SHORT EXERCISE
Extract all lines in the data that contain the word "components".

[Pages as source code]
===
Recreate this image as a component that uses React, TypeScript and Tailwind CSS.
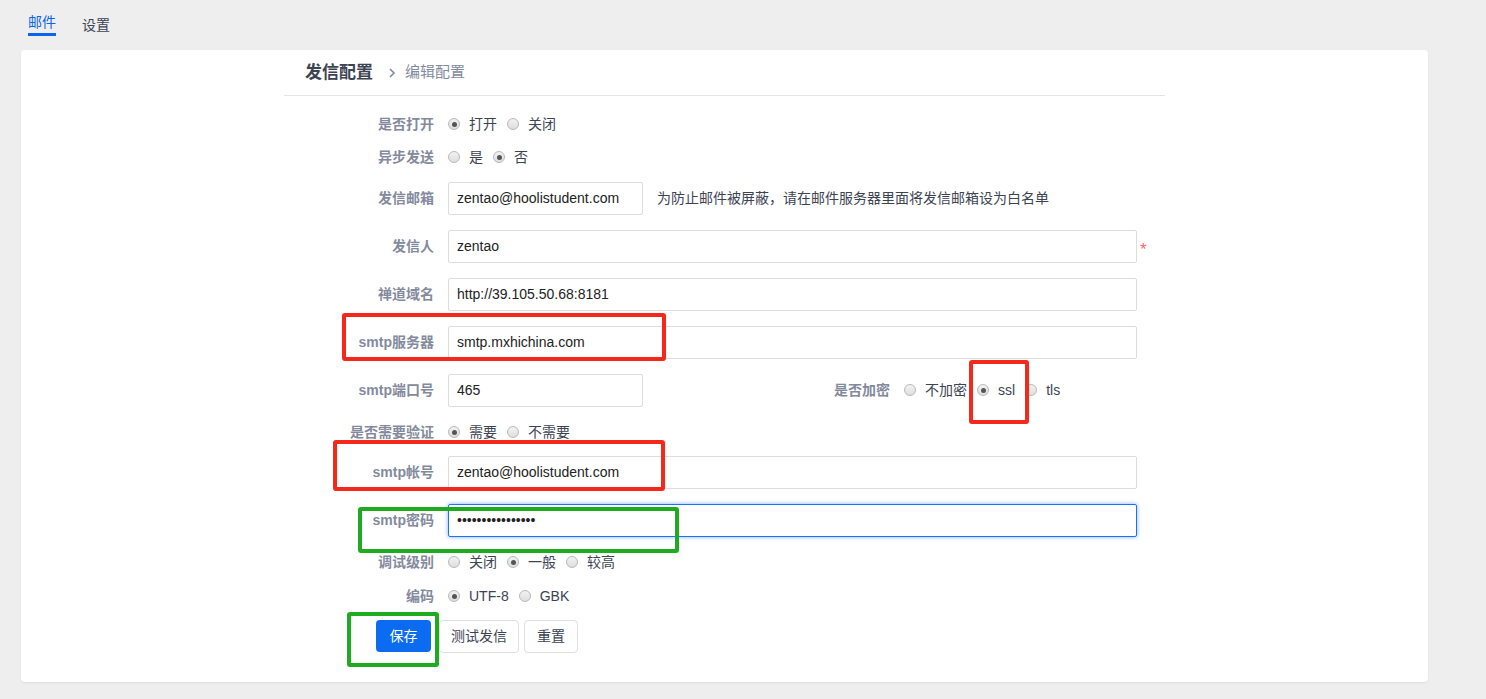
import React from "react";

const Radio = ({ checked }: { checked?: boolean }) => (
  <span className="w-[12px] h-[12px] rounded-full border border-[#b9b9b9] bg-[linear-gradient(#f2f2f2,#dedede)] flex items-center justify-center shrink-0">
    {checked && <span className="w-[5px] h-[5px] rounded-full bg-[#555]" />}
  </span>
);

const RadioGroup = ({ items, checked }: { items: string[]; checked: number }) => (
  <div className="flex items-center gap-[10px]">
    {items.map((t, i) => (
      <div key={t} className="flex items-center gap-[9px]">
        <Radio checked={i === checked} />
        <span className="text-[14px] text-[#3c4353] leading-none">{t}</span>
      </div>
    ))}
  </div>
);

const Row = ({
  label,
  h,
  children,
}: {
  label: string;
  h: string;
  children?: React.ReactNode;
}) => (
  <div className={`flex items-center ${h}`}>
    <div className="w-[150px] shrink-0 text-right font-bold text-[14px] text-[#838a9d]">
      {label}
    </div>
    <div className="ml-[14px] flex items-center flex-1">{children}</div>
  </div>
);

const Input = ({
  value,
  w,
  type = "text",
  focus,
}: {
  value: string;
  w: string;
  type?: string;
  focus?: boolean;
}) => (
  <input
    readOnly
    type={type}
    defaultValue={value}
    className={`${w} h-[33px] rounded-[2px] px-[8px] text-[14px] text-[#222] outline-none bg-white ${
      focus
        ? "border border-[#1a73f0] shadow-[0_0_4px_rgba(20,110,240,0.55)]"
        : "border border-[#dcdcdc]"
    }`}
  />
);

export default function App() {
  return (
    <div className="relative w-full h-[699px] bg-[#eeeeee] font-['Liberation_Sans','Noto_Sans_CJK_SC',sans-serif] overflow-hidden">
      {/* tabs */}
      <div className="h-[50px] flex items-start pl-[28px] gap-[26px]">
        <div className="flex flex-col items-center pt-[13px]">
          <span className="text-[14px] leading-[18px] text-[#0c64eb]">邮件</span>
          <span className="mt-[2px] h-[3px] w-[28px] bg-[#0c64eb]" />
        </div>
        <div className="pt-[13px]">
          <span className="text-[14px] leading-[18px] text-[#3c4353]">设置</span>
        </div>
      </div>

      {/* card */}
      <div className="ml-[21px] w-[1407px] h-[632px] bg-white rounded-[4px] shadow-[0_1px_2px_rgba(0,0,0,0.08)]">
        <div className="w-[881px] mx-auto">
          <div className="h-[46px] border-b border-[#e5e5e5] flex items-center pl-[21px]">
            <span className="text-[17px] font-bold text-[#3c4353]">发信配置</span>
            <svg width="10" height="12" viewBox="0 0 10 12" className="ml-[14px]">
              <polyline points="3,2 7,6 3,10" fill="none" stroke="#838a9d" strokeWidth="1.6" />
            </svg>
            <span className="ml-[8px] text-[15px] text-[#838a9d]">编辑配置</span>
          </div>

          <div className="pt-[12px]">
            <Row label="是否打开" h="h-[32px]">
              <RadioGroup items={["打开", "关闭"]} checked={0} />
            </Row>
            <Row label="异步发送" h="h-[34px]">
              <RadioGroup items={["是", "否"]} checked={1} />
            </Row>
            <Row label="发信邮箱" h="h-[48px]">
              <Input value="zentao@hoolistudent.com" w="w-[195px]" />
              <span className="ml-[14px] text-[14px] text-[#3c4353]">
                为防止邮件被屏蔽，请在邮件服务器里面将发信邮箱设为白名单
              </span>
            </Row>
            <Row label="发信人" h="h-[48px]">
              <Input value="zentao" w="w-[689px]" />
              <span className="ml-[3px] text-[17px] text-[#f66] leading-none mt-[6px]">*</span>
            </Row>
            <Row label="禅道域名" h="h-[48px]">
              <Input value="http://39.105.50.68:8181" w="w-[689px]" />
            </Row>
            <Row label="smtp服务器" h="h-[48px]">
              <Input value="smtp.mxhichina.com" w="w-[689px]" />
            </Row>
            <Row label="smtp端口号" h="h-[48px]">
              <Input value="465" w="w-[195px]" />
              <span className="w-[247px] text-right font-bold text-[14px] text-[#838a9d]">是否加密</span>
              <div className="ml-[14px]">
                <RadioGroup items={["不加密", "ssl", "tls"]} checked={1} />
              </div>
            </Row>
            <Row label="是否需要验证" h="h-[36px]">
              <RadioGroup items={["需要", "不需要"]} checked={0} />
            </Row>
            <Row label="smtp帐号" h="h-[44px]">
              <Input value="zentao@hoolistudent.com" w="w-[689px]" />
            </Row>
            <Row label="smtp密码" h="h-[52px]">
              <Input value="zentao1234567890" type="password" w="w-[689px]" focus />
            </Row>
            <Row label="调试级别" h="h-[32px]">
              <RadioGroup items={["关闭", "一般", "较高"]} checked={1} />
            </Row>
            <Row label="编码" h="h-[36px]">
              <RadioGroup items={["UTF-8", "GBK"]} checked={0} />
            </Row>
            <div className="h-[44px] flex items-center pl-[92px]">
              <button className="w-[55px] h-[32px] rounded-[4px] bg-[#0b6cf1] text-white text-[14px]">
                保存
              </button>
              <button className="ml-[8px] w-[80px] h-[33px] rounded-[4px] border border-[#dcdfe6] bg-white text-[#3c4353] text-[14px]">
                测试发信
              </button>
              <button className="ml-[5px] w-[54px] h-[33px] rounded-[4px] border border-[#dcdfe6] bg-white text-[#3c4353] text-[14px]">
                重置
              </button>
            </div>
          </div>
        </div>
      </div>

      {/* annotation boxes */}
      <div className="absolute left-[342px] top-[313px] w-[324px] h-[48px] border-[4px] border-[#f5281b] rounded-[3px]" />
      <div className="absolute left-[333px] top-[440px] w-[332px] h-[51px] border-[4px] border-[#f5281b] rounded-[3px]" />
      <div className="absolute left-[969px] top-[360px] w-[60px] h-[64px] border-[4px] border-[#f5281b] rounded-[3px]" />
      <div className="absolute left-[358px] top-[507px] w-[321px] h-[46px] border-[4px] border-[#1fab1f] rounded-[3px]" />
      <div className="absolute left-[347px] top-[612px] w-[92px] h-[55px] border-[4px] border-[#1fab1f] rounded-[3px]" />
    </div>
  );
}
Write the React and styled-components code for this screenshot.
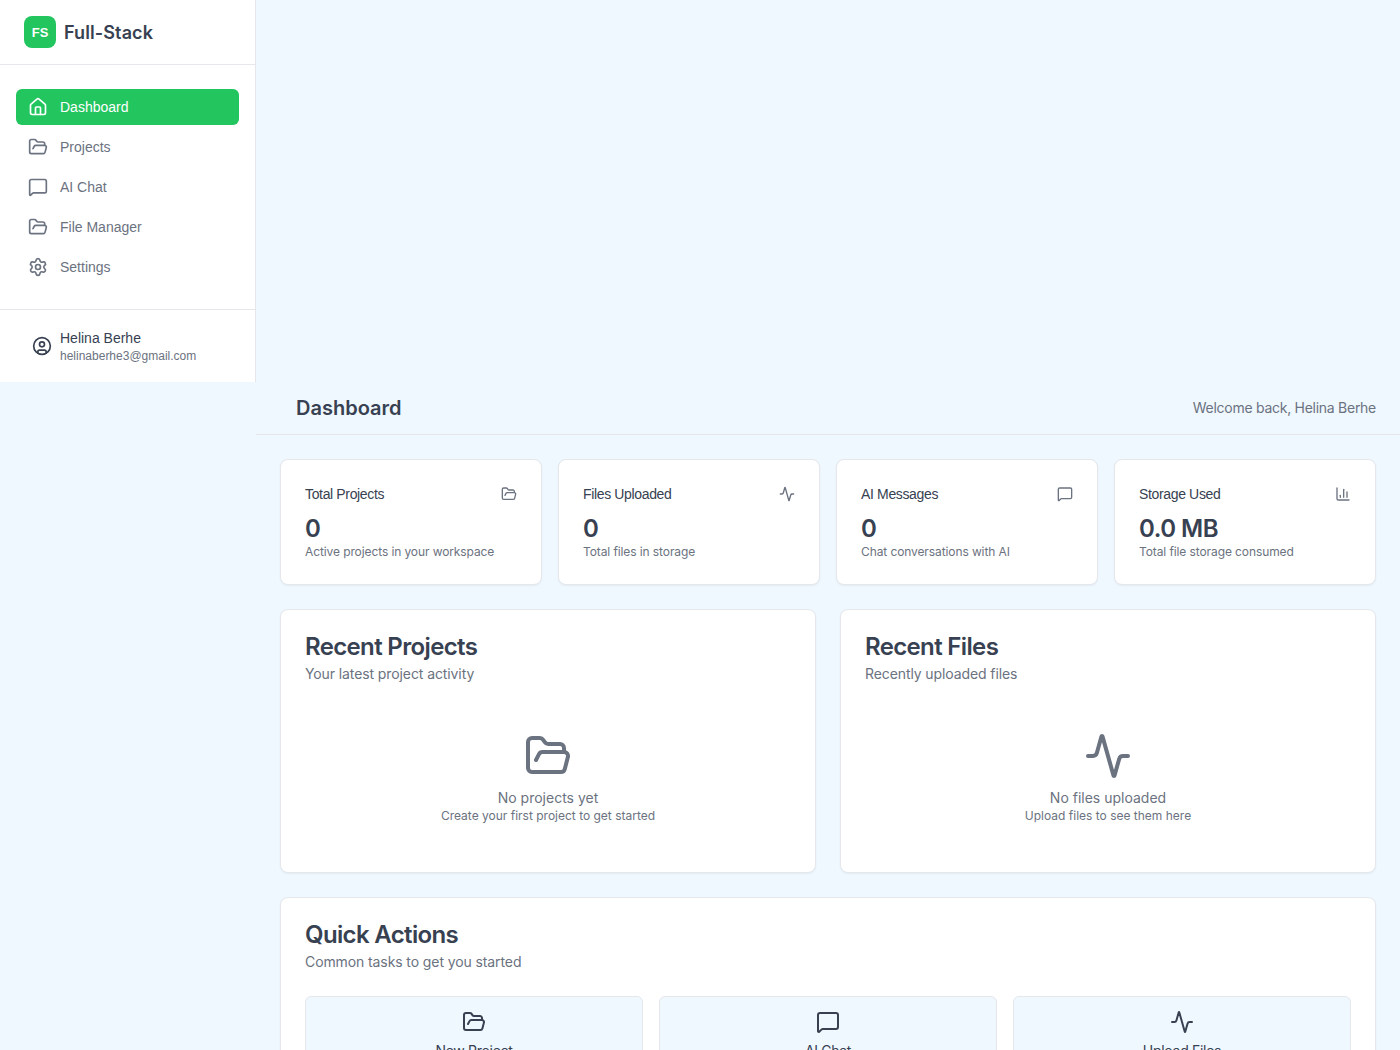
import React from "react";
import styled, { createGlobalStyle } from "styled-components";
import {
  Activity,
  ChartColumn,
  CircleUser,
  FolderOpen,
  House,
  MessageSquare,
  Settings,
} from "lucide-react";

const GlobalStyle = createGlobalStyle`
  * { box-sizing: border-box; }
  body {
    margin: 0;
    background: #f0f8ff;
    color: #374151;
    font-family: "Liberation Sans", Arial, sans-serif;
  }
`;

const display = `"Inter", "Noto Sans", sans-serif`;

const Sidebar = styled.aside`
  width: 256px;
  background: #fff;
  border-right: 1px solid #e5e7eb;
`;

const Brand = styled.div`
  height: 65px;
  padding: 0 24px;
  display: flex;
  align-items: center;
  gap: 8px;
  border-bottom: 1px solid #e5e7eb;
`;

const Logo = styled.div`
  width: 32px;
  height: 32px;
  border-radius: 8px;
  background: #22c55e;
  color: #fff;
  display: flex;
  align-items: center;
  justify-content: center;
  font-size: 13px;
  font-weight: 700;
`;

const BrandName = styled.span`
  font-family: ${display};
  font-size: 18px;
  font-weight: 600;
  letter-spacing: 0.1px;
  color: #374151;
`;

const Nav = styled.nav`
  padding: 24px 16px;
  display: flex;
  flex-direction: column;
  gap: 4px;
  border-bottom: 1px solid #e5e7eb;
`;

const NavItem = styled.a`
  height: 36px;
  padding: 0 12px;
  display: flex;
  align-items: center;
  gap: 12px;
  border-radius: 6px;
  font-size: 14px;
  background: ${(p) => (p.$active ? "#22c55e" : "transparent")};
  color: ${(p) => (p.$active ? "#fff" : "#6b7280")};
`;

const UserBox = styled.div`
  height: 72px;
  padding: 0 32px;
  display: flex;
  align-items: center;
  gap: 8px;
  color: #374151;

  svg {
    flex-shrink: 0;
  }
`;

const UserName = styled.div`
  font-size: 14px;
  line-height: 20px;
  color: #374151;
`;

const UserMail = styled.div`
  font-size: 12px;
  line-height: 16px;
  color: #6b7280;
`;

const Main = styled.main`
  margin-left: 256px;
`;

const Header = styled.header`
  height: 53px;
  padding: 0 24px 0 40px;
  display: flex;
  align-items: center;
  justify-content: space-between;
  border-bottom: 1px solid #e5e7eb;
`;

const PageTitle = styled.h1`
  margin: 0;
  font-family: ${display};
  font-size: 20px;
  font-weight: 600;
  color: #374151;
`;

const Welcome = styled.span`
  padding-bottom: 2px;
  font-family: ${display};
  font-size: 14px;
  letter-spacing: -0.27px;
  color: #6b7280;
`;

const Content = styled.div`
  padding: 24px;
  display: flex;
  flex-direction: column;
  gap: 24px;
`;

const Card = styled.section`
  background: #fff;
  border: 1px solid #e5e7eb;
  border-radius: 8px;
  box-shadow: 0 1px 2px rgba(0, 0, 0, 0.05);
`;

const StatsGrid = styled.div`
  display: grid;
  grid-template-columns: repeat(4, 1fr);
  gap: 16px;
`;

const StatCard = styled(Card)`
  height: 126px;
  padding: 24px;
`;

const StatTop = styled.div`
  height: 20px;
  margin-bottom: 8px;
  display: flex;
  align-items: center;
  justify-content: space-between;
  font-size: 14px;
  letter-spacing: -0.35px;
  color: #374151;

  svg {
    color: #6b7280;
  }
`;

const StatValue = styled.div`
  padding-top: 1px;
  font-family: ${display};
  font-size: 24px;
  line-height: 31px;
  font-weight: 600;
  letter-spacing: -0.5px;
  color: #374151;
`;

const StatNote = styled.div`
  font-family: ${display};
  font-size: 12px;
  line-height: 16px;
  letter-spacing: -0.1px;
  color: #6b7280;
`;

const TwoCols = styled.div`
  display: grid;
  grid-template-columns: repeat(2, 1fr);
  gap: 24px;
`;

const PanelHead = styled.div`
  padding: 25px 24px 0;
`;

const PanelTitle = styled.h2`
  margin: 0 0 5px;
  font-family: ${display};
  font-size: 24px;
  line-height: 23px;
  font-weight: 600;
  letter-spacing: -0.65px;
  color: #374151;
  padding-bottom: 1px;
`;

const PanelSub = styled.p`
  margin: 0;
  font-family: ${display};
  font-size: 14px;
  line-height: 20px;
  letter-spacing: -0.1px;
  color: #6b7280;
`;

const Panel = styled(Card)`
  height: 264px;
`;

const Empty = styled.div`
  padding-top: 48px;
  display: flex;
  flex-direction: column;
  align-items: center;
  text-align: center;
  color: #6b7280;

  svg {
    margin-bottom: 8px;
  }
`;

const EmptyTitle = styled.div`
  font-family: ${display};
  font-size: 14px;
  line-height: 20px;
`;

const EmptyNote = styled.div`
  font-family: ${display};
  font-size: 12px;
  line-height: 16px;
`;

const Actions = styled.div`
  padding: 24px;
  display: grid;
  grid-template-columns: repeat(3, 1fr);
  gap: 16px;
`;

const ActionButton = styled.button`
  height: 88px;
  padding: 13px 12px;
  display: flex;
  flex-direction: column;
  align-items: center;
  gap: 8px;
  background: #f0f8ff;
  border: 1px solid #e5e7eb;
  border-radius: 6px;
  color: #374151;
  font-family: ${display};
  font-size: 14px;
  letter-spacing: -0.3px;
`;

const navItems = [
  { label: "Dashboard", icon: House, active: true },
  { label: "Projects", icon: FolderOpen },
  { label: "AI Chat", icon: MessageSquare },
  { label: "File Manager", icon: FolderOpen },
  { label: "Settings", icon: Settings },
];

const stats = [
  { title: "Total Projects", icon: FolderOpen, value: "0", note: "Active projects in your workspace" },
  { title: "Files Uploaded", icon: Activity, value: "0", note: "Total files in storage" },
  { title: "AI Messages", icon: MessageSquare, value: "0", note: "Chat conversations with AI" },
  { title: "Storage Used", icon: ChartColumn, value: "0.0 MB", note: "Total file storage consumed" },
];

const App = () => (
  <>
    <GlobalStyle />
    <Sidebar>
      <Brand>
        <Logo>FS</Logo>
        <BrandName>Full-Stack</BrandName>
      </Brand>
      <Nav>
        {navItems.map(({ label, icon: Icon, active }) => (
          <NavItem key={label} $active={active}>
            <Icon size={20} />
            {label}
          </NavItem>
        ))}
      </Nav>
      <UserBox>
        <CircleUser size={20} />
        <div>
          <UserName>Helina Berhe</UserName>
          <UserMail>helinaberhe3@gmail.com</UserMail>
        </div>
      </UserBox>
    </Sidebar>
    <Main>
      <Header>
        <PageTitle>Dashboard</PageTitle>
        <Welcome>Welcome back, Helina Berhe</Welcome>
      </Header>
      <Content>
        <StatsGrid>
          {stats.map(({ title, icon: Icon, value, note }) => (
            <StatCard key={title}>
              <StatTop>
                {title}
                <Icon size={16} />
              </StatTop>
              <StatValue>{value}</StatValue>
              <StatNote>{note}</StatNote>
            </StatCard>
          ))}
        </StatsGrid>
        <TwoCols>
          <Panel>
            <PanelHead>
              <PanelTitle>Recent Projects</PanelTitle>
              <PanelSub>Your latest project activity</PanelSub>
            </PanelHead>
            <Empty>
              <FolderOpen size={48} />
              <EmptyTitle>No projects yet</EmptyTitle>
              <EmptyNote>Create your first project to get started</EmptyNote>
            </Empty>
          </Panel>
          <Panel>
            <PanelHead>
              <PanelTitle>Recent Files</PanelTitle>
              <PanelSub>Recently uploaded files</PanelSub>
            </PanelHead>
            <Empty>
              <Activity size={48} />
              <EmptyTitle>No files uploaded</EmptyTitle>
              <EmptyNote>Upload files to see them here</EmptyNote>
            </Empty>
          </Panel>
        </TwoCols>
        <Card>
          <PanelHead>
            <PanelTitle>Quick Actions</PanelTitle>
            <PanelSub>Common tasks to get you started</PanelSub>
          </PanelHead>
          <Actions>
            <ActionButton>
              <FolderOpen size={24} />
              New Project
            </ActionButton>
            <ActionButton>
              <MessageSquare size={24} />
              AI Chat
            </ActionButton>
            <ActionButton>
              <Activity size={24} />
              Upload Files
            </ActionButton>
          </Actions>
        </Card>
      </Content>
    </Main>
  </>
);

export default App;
===
ANSWER IN FULL
Write the React and styled-components code for this screenshot.
import styled, { createGlobalStyle } from "styled-components";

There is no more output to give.